Crap. Wish i had seen this thread 2 days ago. Finally got around to somd of the diw from tony @Tclem. Drilled and tubed and let sit overnight. One end of both pieces cracked real bad. Gonna add these to the "spacer" pile.


----------



## rdabpenman (Apr 10, 2014)

Yep, what Tom said.

Les


----------



## shadetree_1 (Apr 11, 2014)

What Kevin and Tom said, heat is the enemy of any wood but particularly Ironwood because it is an oily wood in the first place, I have used the spray bottle in the past and find it works best along with keeping the flutes on the bit cleaned out.


----------



## PhoenixWoodDesigns (Apr 11, 2014)

I too, have drilled out many DIW and DIW burl pen blanks, and can confrim that heat is the enemy. I have used both standard and brad point drill bits with success, but the trick is to take your time. Use a very low rpm, go very slow, and clear the chips frequently. I have been known to simply walk away for a few minutes when I feel the drill bit getting too hot to the touch and come back once it has cooled down. Go especially slow and clear especially frequently towards the end, as that has the highest chances of fracturing. 
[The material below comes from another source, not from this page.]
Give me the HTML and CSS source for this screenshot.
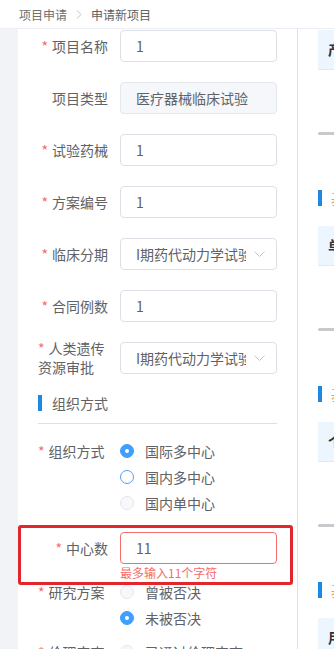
FILE: index.html
```html
<!DOCTYPE html>
<html lang="zh-CN">
<head>
<meta charset="utf-8">
<title>申请新项目</title>
<link rel="stylesheet" href="styles.css">
</head>
<body>
<div class="page">
  <div class="breadcrumb">
    <span class="crumb">项目申请</span>
    <svg class="crumb-sep" width="6" height="9" viewBox="0 0 6 9"><polyline points="1,0.5 5,4.5 1,8.5" fill="none" stroke="#c0c4cc" stroke-width="1"/></svg>
    <span class="crumb current">申请新项目</span>
  </div>
  <div class="main">
    <div class="side"></div>
    <div class="card">
      <div class="form">
        <div class="item">
          <div class="label"><span class="star">*</span>项目名称</div>
          <div class="control"><div class="input">1</div></div>
        </div>
        <div class="item">
          <div class="label">项目类型</div>
          <div class="control"><div class="input disabled">医疗器械临床试验</div></div>
        </div>
        <div class="item">
          <div class="label"><span class="star">*</span>试验药械</div>
          <div class="control"><div class="input">1</div></div>
        </div>
        <div class="item">
          <div class="label"><span class="star">*</span>方案编号</div>
          <div class="control"><div class="input">1</div></div>
        </div>
        <div class="item">
          <div class="label"><span class="star">*</span>临床分期</div>
          <div class="control">
            <div class="input select">
              <span class="select-text">I期药代动力学试验</span>
              <span class="select-arrow"><svg width="11" height="6" viewBox="0 0 11 6"><polyline points="0.5,0.5 5.5,5.5 10.5,0.5" fill="none" stroke="#c0c4cc" stroke-width="1"/></svg></span>
            </div>
          </div>
        </div>
        <div class="item">
          <div class="label"><span class="star">*</span>合同例数</div>
          <div class="control"><div class="input">1</div></div>
        </div>
        <div class="item">
          <div class="label wrap"><span class="line"><span class="star">*</span>人类遗传</span><span class="line">资源审批</span></div>
          <div class="control">
            <div class="input select">
              <span class="select-text">I期药代动力学试验</span>
              <span class="select-arrow"><svg width="11" height="6" viewBox="0 0 11 6"><polyline points="0.5,0.5 5.5,5.5 10.5,0.5" fill="none" stroke="#c0c4cc" stroke-width="1"/></svg></span>
            </div>
          </div>
        </div>

        <div class="section">
          <span class="section-bar"></span>
          <span class="section-title">组织方式</span>
        </div>

        <div class="item radio-item">
          <div class="label left"><span class="star">*</span>组织方式</div>
          <div class="control">
            <div class="radio"><span class="dot checked"><span class="inner"></span></span>国际多中心</div>
            <div class="radio"><span class="dot focus"></span>国内多中心</div>
            <div class="radio"><span class="dot disabled"></span>国内单中心</div>
          </div>
        </div>

        <div class="item error-item">
          <div class="label"><span class="star">*</span>中心数</div>
          <div class="control">
            <div class="input invalid">11</div>
            <div class="error">最多输入11个字符</div>
          </div>
        </div>

        <div class="item radio-item tight">
          <div class="label left"><span class="star">*</span>研究方案</div>
          <div class="control">
            <div class="radio"><span class="dot disabled"></span>曾被否决</div>
            <div class="radio"><span class="dot checked"><span class="inner"></span></span>未被否决</div>
          </div>
        </div>

        <div class="item radio-item">
          <div class="label left"><span class="star">*</span>伦理审查</div>
          <div class="control">
            <div class="radio"><span class="dot disabled"></span>已通过伦理审查</div>
          </div>
        </div>
      </div>
      <div class="highlight"></div>
    </div>
    <div class="right">
      <div class="rp-box">产品名称信息</div>
      <div class="rp-bar"></div>
      <div class="rp-accent"><span class="rp-accent-bar"></span><span class="rp-accent-text">基本信息</span></div>
      <div class="rp-box">单位名称信息</div>
      <div class="rp-bar"></div>
      <div class="rp-accent"><span class="rp-accent-bar"></span><span class="rp-accent-text">基本信息</span></div>
      <div class="rp-box">个人信息</div>
      <div class="rp-bar"></div>
      <div class="rp-accent"><span class="rp-accent-bar"></span><span class="rp-accent-text">基本信息</span></div>
      <div class="rp-box">用户信息</div>
    </div>
  </div>
</div>
</body>
</html>
```

FILE: styles.css
```css
* { box-sizing: border-box; }
html, body { margin: 0; padding: 0; }
body {
  width: 334px;
  height: 649px;
  overflow: hidden;
  background: #fff;
  font-family: "Noto Sans CJK SC", "Noto Sans", sans-serif;
  font-size: 14px;
  color: #606266;
}
.page { width: 334px; height: 649px; overflow: hidden; }

.breadcrumb {
  height: 29px;
  padding: 1px 0 0 19px;
  border-bottom: 1px solid #ebeef5;
  display: flex;
  align-items: center;
  font-size: 12px;
  line-height: 12px;
  color: #707070;
}
.crumb-sep { margin: 0 9px; flex: none; }
.crumb.current { color: #606266; }

.main { display: flex; height: 620px; }
.side { width: 18px; flex: none; background: #f2f3f6; }
.card {
  width: 280px;
  flex: none;
  position: relative;
  background: #fff;
  border-right: 1px solid #dcdfe6;
  padding: 1px 20px 0 20px;
}

.item { display: flex; margin-bottom: 20px; }
.label {
  width: 82px;
  flex: none;
  padding-right: 12px;
  text-align: right;
  line-height: 32px;
  height: 32px;
  white-space: nowrap;
}
.label.left { text-align: left; line-height: 26px; height: 26px; }
.label.wrap {
  text-align: left;
  display: flex;
  flex-direction: column;
  justify-content: center;
  line-height: 19px;
  padding-right: 0;
}
.line { display: block; }
.star { color: #f56c6c; margin-right: 4px; }
.control { flex: 1; min-width: 0; }

.input {
  height: 32px;
  border: 1px solid #dcdfe6;
  border-radius: 4px;
  padding: 0 15px;
  line-height: 30px;
  color: #606266;
  background: #fff;
  white-space: nowrap;
  overflow: hidden;
}
.input.disabled { background: #f5f7fa; border-color: #e4e7ed; }
.input.invalid { border-color: #f56c6c; }
.input.select { display: flex; padding-right: 0; }
.select-text { flex: 1; min-width: 0; overflow: hidden; white-space: nowrap; }
.select-arrow {
  width: 30px;
  flex: none;
  display: flex;
  align-items: center;
  padding-left: 8px;
}
.select-arrow svg { display: block; }

.section {
  display: flex;
  align-items: center;
  padding: 1px 0 12px;
  border-bottom: 1px solid #dcdfe6;
  margin-bottom: 14px;
}
.section-bar { width: 4px; height: 16px; background: #1e88e5; flex: none; }
.section-title { margin-left: 10px; line-height: 16px; color: #606266; }

.radio-item { margin-bottom: 16px; }
.radio-item.tight { margin-bottom: 8px; }
.radio {
  height: 26px;
  display: flex;
  align-items: center;
  color: #606266;
  white-space: nowrap;
}
.dot {
  width: 14px;
  height: 14px;
  flex: none;
  border: 1px solid #dcdfe6;
  border-radius: 50%;
  background: #fff;
  margin-right: 11px;
  display: flex;
  align-items: center;
  justify-content: center;
}
.dot.checked { background: #409eff; border-color: #409eff; }
.dot.focus { border-color: #5a9cf0; }
.dot.disabled { border-color: #e4e7ed; background: #f7f8fa; }
.inner { width: 4px; height: 4px; border-radius: 50%; background: #fff; }

.error-item { margin-bottom: 0; }
.error {
  font-size: 12px;
  line-height: 12px;
  padding-top: 3px;
  height: 15px;
  color: #f56c6c;
  white-space: nowrap;
}

.highlight {
  position: absolute;
  left: 0;
  top: 496px;
  width: 275px;
  height: 60px;
  border: 3px solid #e3262b;
  border-radius: 3px;
  pointer-events: none;
}

.right {
  flex: 1;
  min-width: 0;
  overflow: hidden;
  padding: 1px 0 0 20px;
  background: #fff;
}
.rp-box {
  height: 40px;
  margin-top: 20px;
  background: #edf5fe;
  border-bottom: 1px solid #e4e7ed;
  padding-left: 10px;
  line-height: 39px;
  white-space: nowrap;
  color: #303133;
  font-weight: 700;
}
.rp-box:first-child { margin-top: 0; }
.rp-bar {
  height: 3px;
  margin-top: 62px;
  background: #c8c9cc;
  border-radius: 2px 0 0 2px;
}
.rp-accent {
  margin-top: 55px;
  height: 16px;
  display: flex;
  align-items: center;
  white-space: nowrap;
}
.rp-accent-bar { width: 4px; height: 16px; background: #1e88e5; flex: none; }
.rp-accent-text { margin-left: 9px; color: #e6a23c; line-height: 16px; }
```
Kevin is exactly right about Snakewood too, fwiw.

Reactions: Agree 2


----------



## barry richardson (Apr 11, 2014)

In my limited experience, The only time I have ever had a problem with DIW splitting is when I used one of those 7mm bits that came with the kit, it is brad point and the flutes are deep, not ideal for ironwood. I have an index of this style of bits (bullet points) that I use whenever I can, they cut much faster, cooler, and the flutes don't clog as bad (cause the wood doesnt get hot and gummy)

Reactions: Agree 1


----------



## Kevin (Apr 11, 2014)

PhoenixWoodDesigns said:


> ....Use a very low rpm...



Thanks for correcting me on that, I thought a little higher rpm was the way to go but it makes sense to use a lower rpm to keep the heat down.


----------



## duncsuss (Apr 16, 2014)

Very useful information -- I'm glad I read this before starting work on some DIW that's been scowling at me a while now


----------